Protecting Americans from Ebola

By Marguerite Telford on October 20, 2014

The administration's refusal to use immigration policy to keep Americans safe from the Ebola virus is symptomatic of the administration's general immigration philosophy. The administration prefers not to distinguish between legal and illegal immigrants, ignoring the fiscal, labor, and security impact of illegal immigration on U.S. citizens and residents. To blur the distinction, the administration leans toward open-border policies and amnesty for aliens breaking U.S. laws. American citizenship is not considered a privilege; it has become an entitlement for anyone and everyone because the administration has declared national sovereignty a dirty word.

The president could have implemented travel restrictions to ensure the safety of Americans weeks ago. He could have suspended consular services, restricting visas for individuals coming to the United States. Instead, he emphatically proclaimed that Ebola was "highly unlikely" to come to the United States. Now the disease is here.

Americans have watched as the first person on U.S. soil died of Ebola and the first citizen contracted it here in the country. We have watched our soldiers be sent into harm's way, with a mere four hours of Ebola-related training, to build hospitals that could have been built by an international contingent. We watch as hundreds of citizens are placed in containment units and on monitoring lists.

We continue to watch as 100-150 people from Ebola-infected countries arrive daily in this country. During a congressional hearing last week, Rep. Cory Gardner (R-Colo.) pointed out the lack of screening these individuals are receiving. "There's 2,000 to 3,000 people ... entering this country a year without checking their temperature, without having a contact sheet," said Gardner.

The administration has yet to be able to fully explain why containment should not be a part of the strategy for keeping Americans safe. It is hard to fathom an explanation for why containment would not mitigate the risk of transmission. Maybe the newly appointed Ebola Response Coordinator will craft that talking point.

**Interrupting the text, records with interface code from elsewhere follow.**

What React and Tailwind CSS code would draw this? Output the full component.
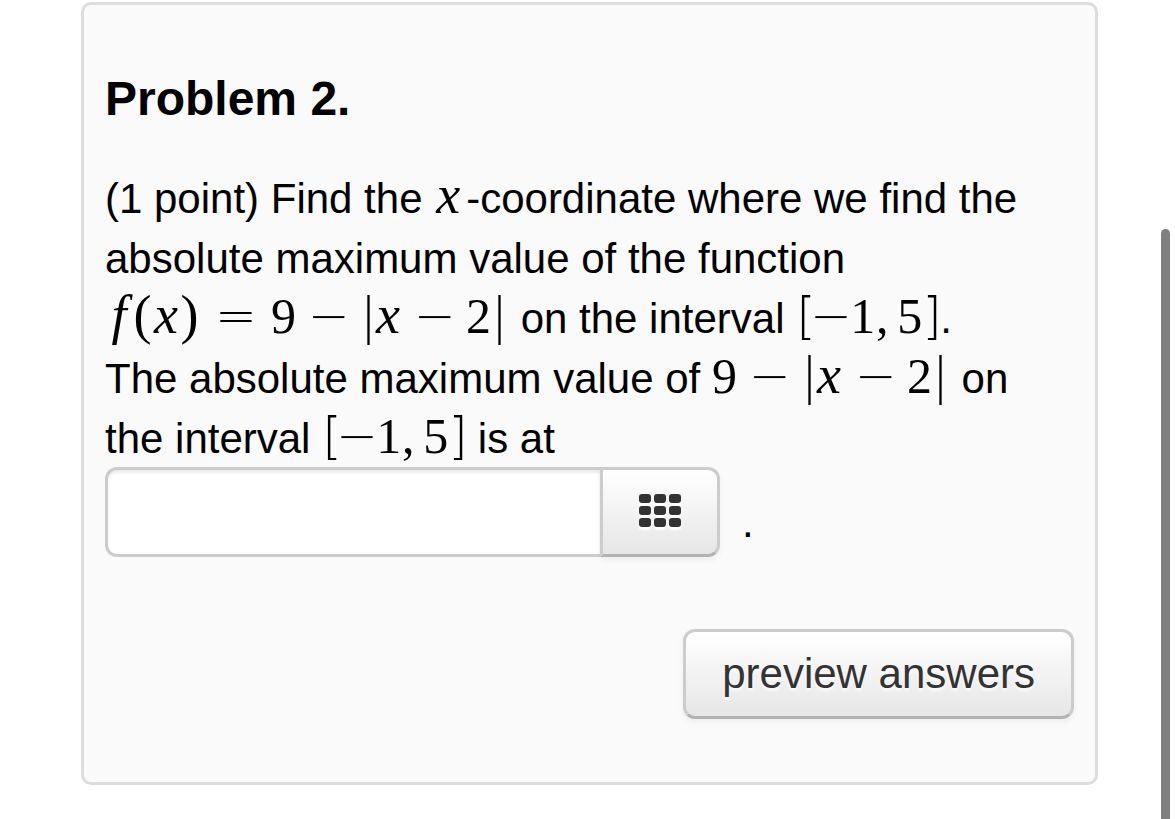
import { useState } from 'react'

// One character of a formula, centred in a cell of fixed advance
function Glyph({ className, children }) {
  return <span className={`inline-block text-center leading-10 ${className}`}>{children}</span>
}

const Digit = ({ children }) => <Glyph className="w-[25px] text-[50px]">{children}</Glyph>
const Variable = ({ children }) => <Glyph className="w-7 text-[54px] italic">{children}</Glyph>
const Paren = ({ children }) => <Glyph className="w-[19px] text-[54px]">{children}</Glyph>
const Comma = () => <Glyph className="mr-2 w-3.5 text-[50px]">,</Glyph>
const Fence = ({ children }) => (
  <Glyph className="w-3.5 font-['DejaVu_Sans',sans-serif] text-[50px] font-extralight">{children}</Glyph>
)
const Sign = ({ children }) => (
  <Glyph className="w-10 font-['DejaVu_Sans',sans-serif] text-[50px] font-extralight">{children}</Glyph>
)

function Formula({ children }) {
  return (
    <span className="mr-1 whitespace-nowrap font-['Liberation_Serif',serif] leading-[0]">{children}</span>
  )
}

function Expression() {
  return (
    <>
      <Digit>9</Digit>
      <span className="mx-3"><Sign>−</Sign></span>
      <Fence>|</Fence>
      <Variable>x</Variable>
      <span className="mx-3"><Sign>−</Sign></span>
      <Digit>2</Digit>
      <Fence>|</Fence>
    </>
  )
}

function Interval() {
  return (
    <Formula>
      <Fence>[</Fence>
      <Sign>−</Sign>
      <Digit>1</Digit>
      <Comma />
      <Digit>5</Digit>
      <Fence>]</Fence>
    </Formula>
  )
}

function KeypadIcon() {
  const cells = [0, 1, 2]
  return (
    <svg width="42" height="33" viewBox="0 0 42 33" fill="#333" aria-hidden="true" className="drop-shadow-[0_3px_1px_#fff]">
      {cells.map((row) =>
        cells.map((col) => (
          <rect key={`${row}-${col}`} x={col * 15} y={row * 12} width="12" height="9" rx="3" />
        ))
      )}
    </svg>
  )
}

export default function App() {
  const [answer, setAnswer] = useState('')

  return (
    <div className="relative min-h-screen bg-white pt-0.5 pr-[77px] pb-8 pl-[81px] font-['Liberation_Sans',Arial,sans-serif] text-black">
      <main className="rounded-[10px] border-3 border-[#ddd] bg-[#fafafa] px-[21px] pt-16 pb-[63px]">
        <h1 className="text-5xl leading-[60px] font-bold">Problem 2.</h1>

        <form className="mt-10" onSubmit={(e) => e.preventDefault()}>
          <p className="-mb-0.5 text-[42px] leading-[60px]">
            (1 point) Find the <Formula><Variable>x</Variable></Formula>-coordinate where we find the
            absolute maximum value of the function{' '}
            <Formula>
              <Variable>f</Variable>
              <Paren>(</Paren>
              <Variable>x</Variable>
              <Paren>)</Paren>
              <span className="mx-4"><Sign>=</Sign></span>
              <Expression />
            </Formula>{' '}
            on the interval <Interval />.
            <br />
            The absolute maximum value of <Formula><Expression /></Formula> on the interval{' '}
            <Interval /> is at
          </p>

          <div className="flex items-center gap-[22px] text-[42px]">
            <div className="flex">
              <input
                type="text"
                aria-label="Answer"
                value={answer}
                onChange={(e) => setAnswer(e.target.value)}
                className="h-[90px] w-[495px] rounded-l-xl border-3 border-r-0 border-[#ccc] bg-white px-4 shadow-[inset_0_3px_3px_rgba(0,0,0,0.075)] outline-none"
              />
              <button
                type="button"
                aria-label="Open equation editor"
                className="flex h-[90px] w-[120px] items-center justify-center rounded-r-xl border-3 border-[#ccc] border-b-[#b3b3b3] bg-linear-to-b from-white to-[#e6e6e6] pb-1 shadow-[0_3px_6px_rgba(0,0,0,0.05)]"
              >
                <KeypadIcon />
              </button>
            </div>
            <span className="pt-5">.</span>
          </div>

          <div className="mt-[72px] flex justify-end">
            <button
              type="submit"
              className="h-[90px] rounded-xl border-3 border-[#ccc] border-b-[#b3b3b3] bg-linear-to-b from-white to-[#e6e6e6] px-9 text-[42px] leading-[60px] text-[#333] shadow-[0_3px_6px_rgba(0,0,0,0.05)] text-shadow-[0_3px_3px_rgba(255,255,255,0.75)]"
            >
              preview answers
            </button>
          </div>
        </form>
      </main>

      {/* Overlay scrollbar thumb */}
      <div className="absolute top-[229px] right-[5px] bottom-0 w-[9px] rounded-t-full bg-[#808080]" />
    </div>
  )
}
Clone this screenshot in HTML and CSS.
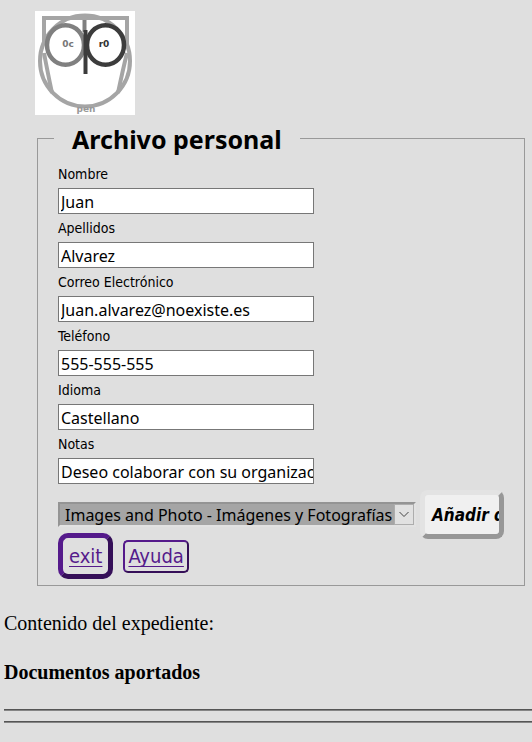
FILE: index.html
```html
<!DOCTYPE html>
<html lang="es">
<head>
<meta charset="utf-8">
<title>Archivo personal</title>
<link rel="stylesheet" href="styles.css">
</head>
<body>
<header class="brand">
  <svg class="logo" viewBox="0 0 100 104" role="img" aria-label="Ocr0 pen">
    <rect width="100" height="104" fill="#fff"/>
    <g fill="none" stroke="#a5a5a5" stroke-width="4">
      <path d="M9 34V7H92V34"/>
      <ellipse cx="50" cy="50" rx="45" ry="45.500"/>
      <path d="M9 42Q12 58 17 82M92 42Q88 58 83 82"/>
    </g>
    <ellipse cx="30.500" cy="34" rx="18.500" ry="19.800" fill="#fff" stroke="#808080" stroke-width="4.500"/>
    <ellipse cx="70.500" cy="34" rx="18.500" ry="19.800" fill="#fff" stroke="#3c3c3c" stroke-width="4.500"/>
    <path d="M49.500 9V21" stroke="#808080" stroke-width="4"/>
    <path d="M50.500 19V63" stroke="#3c3c3c" stroke-width="4"/>
    <text class="logo-left" x="33" y="36">0c</text>
    <text class="logo-right" x="69" y="36">r0</text>
    <text class="logo-pen" x="51" y="101">pen</text>
  </svg>
</header>
<form class="profile">
  <fieldset class="panel">
    <legend>Archivo personal</legend>
    <div class="fields">
      <label for="nombre">Nombre</label>
      <input id="nombre" type="text" value="Juan">
      <label for="apellidos">Apellidos</label>
      <input id="apellidos" type="text" value="Alvarez">
      <label for="correo">Correo Electrónico</label>
      <input id="correo" type="text" value="Juan.alvarez@noexiste.es">
      <label for="telefono">Teléfono</label>
      <input id="telefono" type="text" value="555-555-555">
      <label for="idioma">Idioma</label>
      <input id="idioma" type="text" value="Castellano">
      <label for="notas">Notas</label>
      <input id="notas" type="text" value="Deseo colaborar con su organización">
    </div>
    <div class="upload">
      <div class="picker">
        <select aria-label="Tipo de documento">
          <option>Images and Photo - Imágenes y Fotografías</option>
        </select>
        <svg class="chevron" viewBox="0 0 20 21" aria-hidden="true">
          <rect x="0.500" y="0.500" width="19" height="20" fill="#e1e1e1" stroke="#adadad"/>
          <path d="M5.500 8L10 12.500L14.500 8" fill="none" stroke="#444"/>
        </svg>
      </div>
      <button class="add" type="button">Añadir documento</button>
    </div>
    <nav class="links">
      <a class="exit" href="#">exit</a>
      <a class="help" href="#">Ayuda</a>
    </nav>
  </fieldset>
</form>
<main class="record">
  <p>Contenido del expediente:</p>
  <h4>Documentos aportados</h4>
  <hr>
  <hr>
</main>
</body>
</html>
```
FILE: styles.css
```css
* {
  box-sizing: border-box;
}

body {
  margin: 0;
  background: #dfdfdf;
  color: #000;
  font-family: "DejaVu Sans Condensed", Tahoma, sans-serif;
  overflow-x: hidden;
}

.brand {
  padding: 11px 35px 0;
}

.logo {
  display: block;
  width: 100px;
}

.logo text {
  font-family: "DejaVu Sans", sans-serif;
  font-weight: bold;
  font-size: 9px;
  text-anchor: middle;
}

.logo .logo-left {
  fill: #777;
}

.logo .logo-right {
  fill: #333;
}

.logo .logo-pen {
  fill: #999;
}

.profile {
  padding: 7px 7px 0 37px;
}

.panel {
  margin: 0;
  min-width: 0;
  padding: 6px 20px 6px;
  border: 1px solid #999;
}

legend {
  margin-left: -4px;
  padding: 2px 18px 0;
  font-family: "Noto Sans", Tahoma, sans-serif;
  font-size: 25px;
  font-weight: bold;
  line-height: 30px;
}

.fields {
  display: flex;
  flex-direction: column;
  align-items: flex-start;
}

label {
  font-size: 14px;
  line-height: 28px;
}

.fields input {
  width: 256px;
  height: 26px;
  padding: 3px 0 1px 2px;
  border: 1px solid #777;
  background: #fff;
  color: #000;
  font-family: "Noto Sans", Tahoma, sans-serif;
  font-size: 16px;
}

.upload {
  display: flex;
  align-items: center;
  gap: 4px;
  margin-top: 6px;
}

.picker {
  position: relative;
  width: 358px;
}

select {
  display: block;
  appearance: none;
  width: 100%;
  height: 25px;
  padding: 0 22px 0 5px;
  border: 2px solid;
  border-color: #949494 #e2e2e2 #e2e2e2 #949494;
  border-radius: 0;
  background: #a5a5a5;
  color: #000;
  font-family: "Noto Sans", Tahoma, sans-serif;
  font-size: 16px;
}

.chevron {
  position: absolute;
  top: 2px;
  right: 2px;
  width: 20px;
  height: 21px;
  pointer-events: none;
}

.add {
  width: 84px;
  height: 49px;
  padding: 0 0 0 7px;
  border: 5px solid;
  border-color: #e3e3e3 #979797 #979797 #e3e3e3;
  border-radius: 8px;
  background: #f0f0f0;
  color: #000;
  font-family: inherit;
  font-size: 17px;
  font-style: italic;
  font-weight: bold;
  text-align: left;
  white-space: nowrap;
  overflow: hidden;
}

.links {
  display: flex;
  align-items: center;
  gap: 10px;
  margin-top: -6px;
}

.links a {
  color: #551a8b;
  font-size: 20px;
  line-height: 29px;
  border-style: solid;
  border-color: #551a8b #350f58 #350f58 #551a8b;
  text-decoration-thickness: 1px;
  text-decoration-skip-ink: none;
  text-underline-offset: 3px;
}

.exit {
  padding: 4px 6px 3px;
  border-width: 5px;
  border-radius: 10px;
}

.help {
  padding: 0 3px;
  border-width: 2px;
  border-radius: 5px;
}

.record {
  padding-left: 4px;
  font-family: "Liberation Serif", "Times New Roman", serif;
  font-size: 20px;
  line-height: 22px;
}

.record p {
  margin: 26px 0 27px;
}

.record h4 {
  margin: 0 0 26px;
}

.record hr {
  height: 2px;
  margin: 0 0 10px;
  border: 0;
  border-top: 1px solid #555;
  background: #858585;
}
```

Thirty nations have now instituted a travel ban. Support in the United States is growing. As of Thursday night, 59 lawmakers in the House had spoken out in support of a travel ban, 53 Republicans and six Democrats, and 11 in the Senate ,10 Republicans and one Democrat. The split by party also reflects the immigration philosophy split.

The administration and many lawmakers have forgotten their role is to act in the best interest of the country and her citizens. They want the borders open, so illegal immigrants will have access despite the risks and costs to Americans; they want the borders open so West African nations won't be stigmatized despite the risk of Americans contracting Ebola.

President Obama should protect the country by using our immigration laws and policies as they were intended. If the president does not make Americans the top priority, who will?